Take Time for Nature: World Environment Day 2020

Earth is our Common Home. We humans share it with all the other life on our planet. Earth is speaking to us about how we are inhabiting our Common Home. Are we listening? Do we know how to?

2020 is a time when we have been forced to listen. In Australia with drought, bushfires, floods, rising temperatures, climate change, deforestation, water shortages, biodiversity loss, increasing marine pollution and now the COVID 19 pandemic, she is waking us up to the realisation that we are interconnected and interdependent. Nature may be able to do without we humans, but we certainly can’t do without Mother Nature.  

Twelve years ago, at a 2008 series of seminars on Earth our Common Home, the Faith Ecology Network (FEN) as a coalition of believers from nine different faith traditions, affirmed that the Earth is sacred and that we are in solidarity with all people concerned for the Earth. We stated: “We recognise that we have failed to care for the Earth in words, attitudes or actions, that our attitudes must change, and it is now time for action. We said: we must create hope founded on guiding principles. To help bring us back to our senses, we need reinvigorated, focused and strong leadership from our all faith communities.”

Further, we stated: As people of faith, we do not simply despair about the state of the Earth.

On World Environment Day 2020, the Faith Ecology Network reiterates our 2008 determination.

This year FEN is focussed on the Wonder of Biodiversity in solidarity with the United Nations Environment Program. As with the UN which has had to postpone its Conference on Biodiversity to have been held in China in October, FEN has had to postpone a Public Prayer Vigil plus a Public Forum. We all share a sense of WONDER at the natural world. The gift of learning from the sciences about the millions of Earth’s known species has enhanced our ability to WONDER at the singularity, complexity, beauty and intricacy of all of the web of life. Australia with its unique flora and fauna, especially is “one of seventeen countries described as being 'megadiverse'. This group of countries has less than 10% of the global surface, but supports more than 70% of the biological diversity on earth.”

Therefore, we urge those from the many different faith traditions connected with FEN to spend time learning to listen to Mother Nature, to change our attitudes and to take time for action.
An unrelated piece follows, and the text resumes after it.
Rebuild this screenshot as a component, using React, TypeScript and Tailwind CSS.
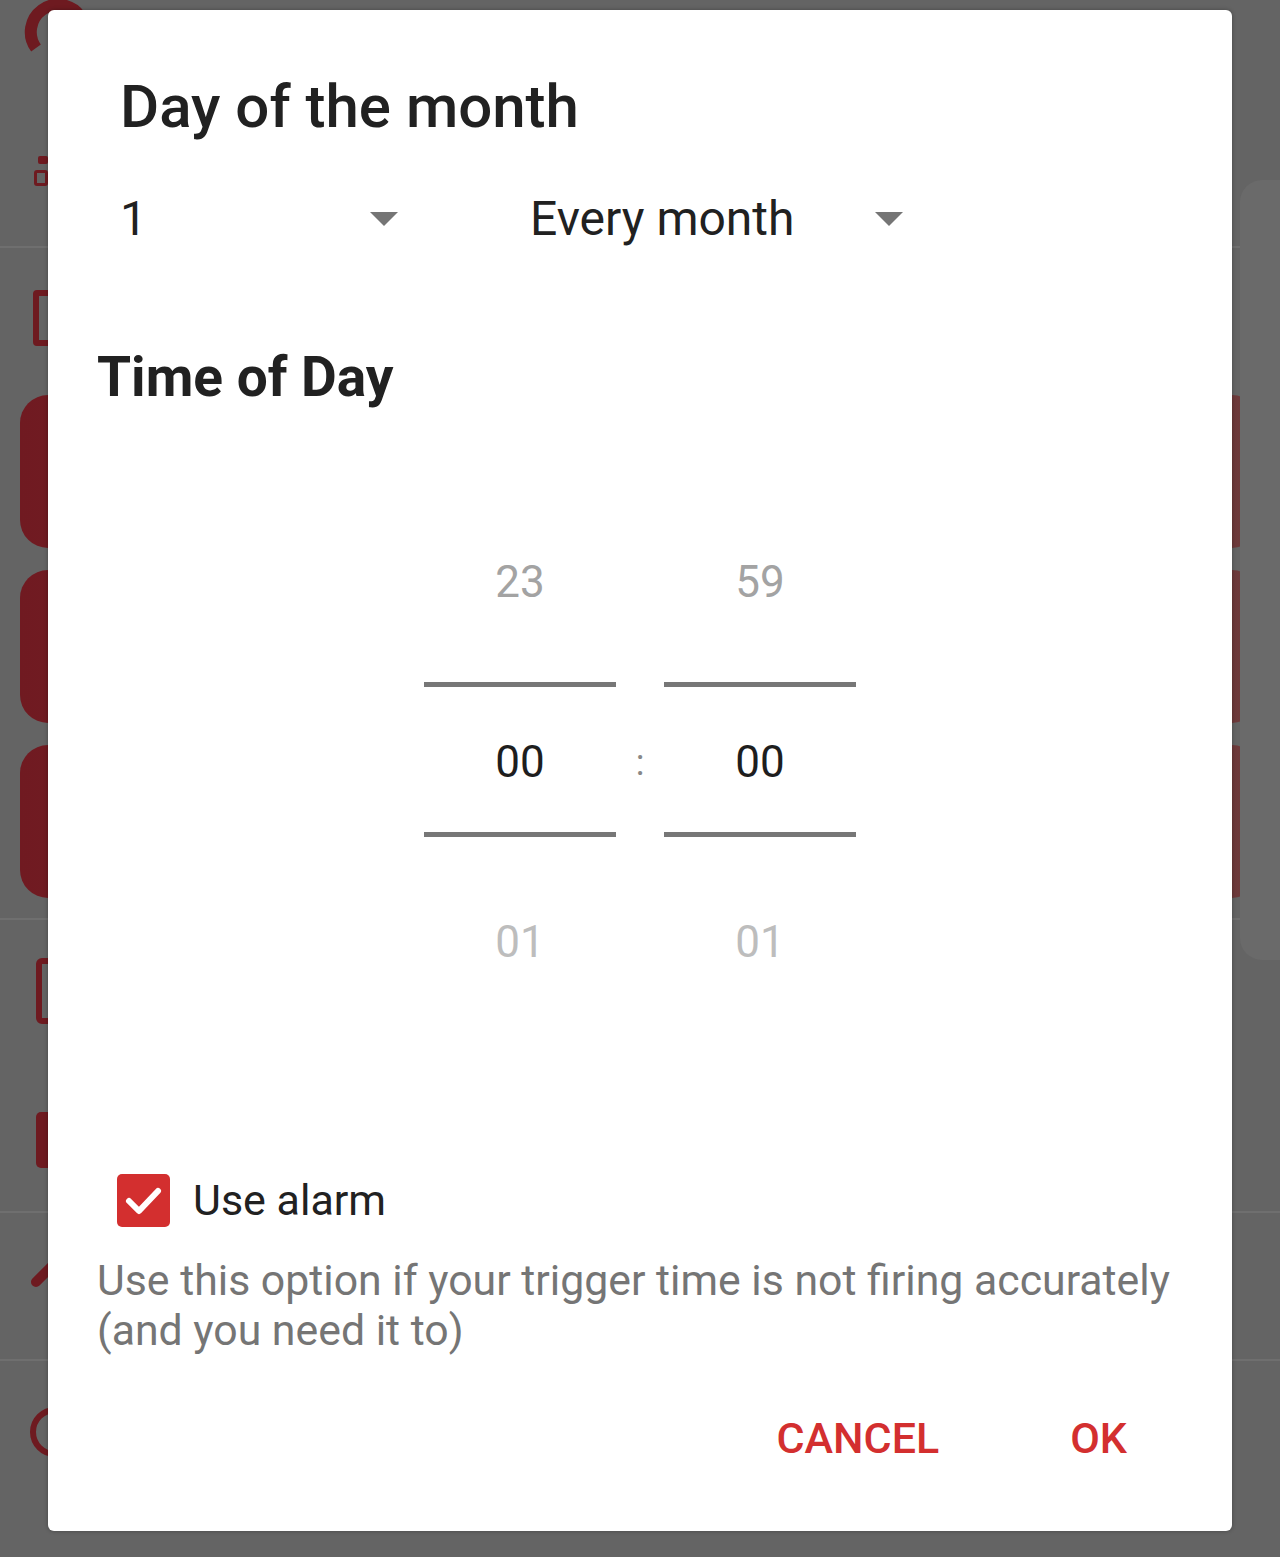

A Suggested Action for you as Individuals as well as for your Faith Communities

A practical way of growing in Wonder about Biodiversity in your own backyard, local park or place of worship is to join BushBlitz. It is claimed to be Australia’s largest nature discovery project where you can learn about the biodiversity in your own place and maybe even discover something new which you can record on the Living Atlas of Australia.